Friday, August 26, 2011

ASAM Blunders in New Definition of Addiction

Alcoholism & Drug Abuse Weekly

Volume 23 Number 33
August 29, 2011

ASAM admits error in omitting NIAAA in definition publicity

In announcing its new broader definition of addiction to include non-substance addictions such as sex and gambling (see ADAW, August 22), the American Society of Addiction Medicine (ASAM) made an almost fatal error. It treated alcohol like an afterthought and pointedly omitted any mention of the National Institute on Alcohol Abuse and Alcoholism (NIAAA) while suggesting — incorrectly, as it turns out — that the National Institute on Drug Abuse (NIDA) was involved in crafting the definition, ADAW has learned.

ASAM past president Michael Miller, M.D., told ADAW last week that nobody from NIDA was involved officially in the process leading to release of the definition. “The press release did not state things in a clear manner and clearly led people to believe that we had some kind of formal connection with NIDA,” Miller said.

It strains belief for some leaders, however, to think that ASAM physicians were not aware of the bitter struggle between NIDA and NIAAA
researchers over the upcoming merger of the institutes, which will create a new, single institute of addiction — a merger NIDA supported
and NIAAA opposed. NIAAA officials were furious when the definition — and the press release — came out, published August 15 on the ASAM website.

“We recognize that ASAM is extremely important to physicians who are specializing in substance use disorders,” said Howard B. Moss, M.D., associate director for clinical and translational research at NIAAA. “But we are concerned that the narrow definitional focus on neuroscience
doesn’t really address the psychological and sociocultural aspects of addiction,” he told ADAW. “We view it as reductionist.”

Moss also said the timing of the definition’s release was awkward, since the DSM-5 process is taking place at the same time. “DSM will
have definitions that will be discussed in the diagnostic criteria,” he said. And finally, calling addiction a disease is hardly new.

NIAAA is also very concerned about binge drinking, underage alcohol use, and drinking and driving — problems that aren’t necessarily facets
of addictive disorders, said Moss.

“We met with NIAAA to explain to them how sorry we are that we did not vet this with them more officially,” ASAM’s Miller said. “They
are at least embarrassed and extremely disappointed because they were blindsided with people coming to them with questions about
things they haven’t even seen.”

When we talked to Miller last week, no decision had yet been made about whether ASAM would publicize a correction about NIDA/
NIAAA involvement. But, he said, “We have apologized to NIAAA very publicly.”

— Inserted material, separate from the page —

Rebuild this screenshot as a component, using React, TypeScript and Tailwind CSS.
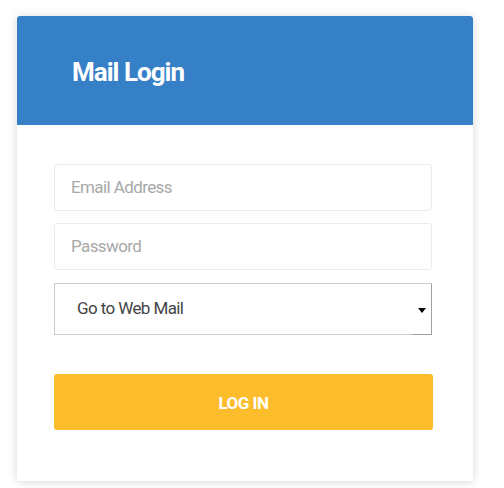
import React from 'react';

export default function App() {
  return (
    <div className="min-h-[488px] w-[504px] bg-white pt-4 pl-[17px]" style={{ fontFamily: 'Roboto, "Noto Sans", sans-serif' }}>
      <div className="w-[456px] rounded-t-[3px] bg-white shadow-[0_1px_10px_rgba(0,0,0,0.16)]">
        <div className="flex h-[109px] items-center rounded-t-[3px] bg-[#3680c7] pl-[55px]">
          <h1 className="pt-[3px] text-[26px] font-bold tracking-[-1px] text-white">Mail Login</h1>
        </div>
        <div className="flex flex-col pl-[37px] pr-[41px] pt-[39px] pb-[51px]">
          <div className="flex h-[47px] items-center rounded-[3px] border border-[#ececec] px-4 text-[17px] tracking-[-0.6px] text-[#a8a8a8]">
            Email Address
          </div>
          <div className="mt-[12px] flex h-[47px] items-center rounded-[3px] border border-[#ececec] px-4 text-[17px] tracking-[-0.6px] text-[#a8a8a8]">
            Password
          </div>
          <div className="relative mt-[13px] flex h-[52px] items-center border border-[#cdcdcd] border-r-[#a0a0a0] pl-[22px] text-[17px] tracking-[-0.6px] text-[#444]">
            Go to Web Mail
            <span className="absolute right-[5px] top-[24px] h-0 w-0 border-x-[4px] border-t-[5px] border-x-transparent border-t-black" />
            <span className="absolute bottom-[-1px] right-[-1px] h-[1px] w-[20px] bg-[#a0a0a0]" />
          </div>
          <button className="mt-[39px] mr-[-1px] flex h-[56px] items-center justify-center rounded-[3px] bg-[#fcbd2d] pt-[3px] text-[17px] font-bold tracking-[-0.5px] text-white">
            LOG IN
          </button>
        </div>
      </div>
    </div>
  );
}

NIAAA is “not aware of any public apology,” according to a NIAAA press officer.

Sensitivity issues

Miller blamed some of the “lack of sensitivity” to the fact that ASAM has a new CEO and a new staffer in charge of communications. “ASAM
has learned through this process that it must be much more sensitive to these delicate differences of the two institutes, and that so many
people are looking for messages in the tea leaves that may not be there.”

ASAM has “no official position” on the proposed merger of the institutes, said Miller.

Sources at NIAAA said people there are “absolutely furious.” They believe that ASAM is saying — just as the pro-merger researchers had
said — that all neurochemical pathways to addiction are the same. In fact, they say, alcohol is not the same — it goes everywhere in the
brain. There is no alcohol receptor, said Moss.

Not diagnostic criteria

The ASAM definition is just that — it is not diagnostic criteria, and it can’t be used for diagnosis, said Miller. That is the province of the
American Psychiatric Association (APA), which field-tests its criteria.

ASAM really wanted to update its definition because the organization had two different definitions out there — one that applies only to alcoholism
and that dates back to 1990, and one for addiction that was created in 2001 in collaboration with the American Pain Society, Miller said. “These two did not align, there were subtle differences,” he said. So the new definition eliminated the old definition of alcoholism and added various “process” addictions.

“We did get some cautionary advice from different quarters,” said Miller. For example, alcoholism researcher Carlton Erickson “blasted the whole project,” said Miller. Erickson suggested not to talk about spirituality or non-substance addictions, but to “stick to what is known,” recalled Miller. But in general there was consensus, he said.

“Most clinicians said this makes sense, and the board of directors of ASAM unanimously approved it,” said Miller.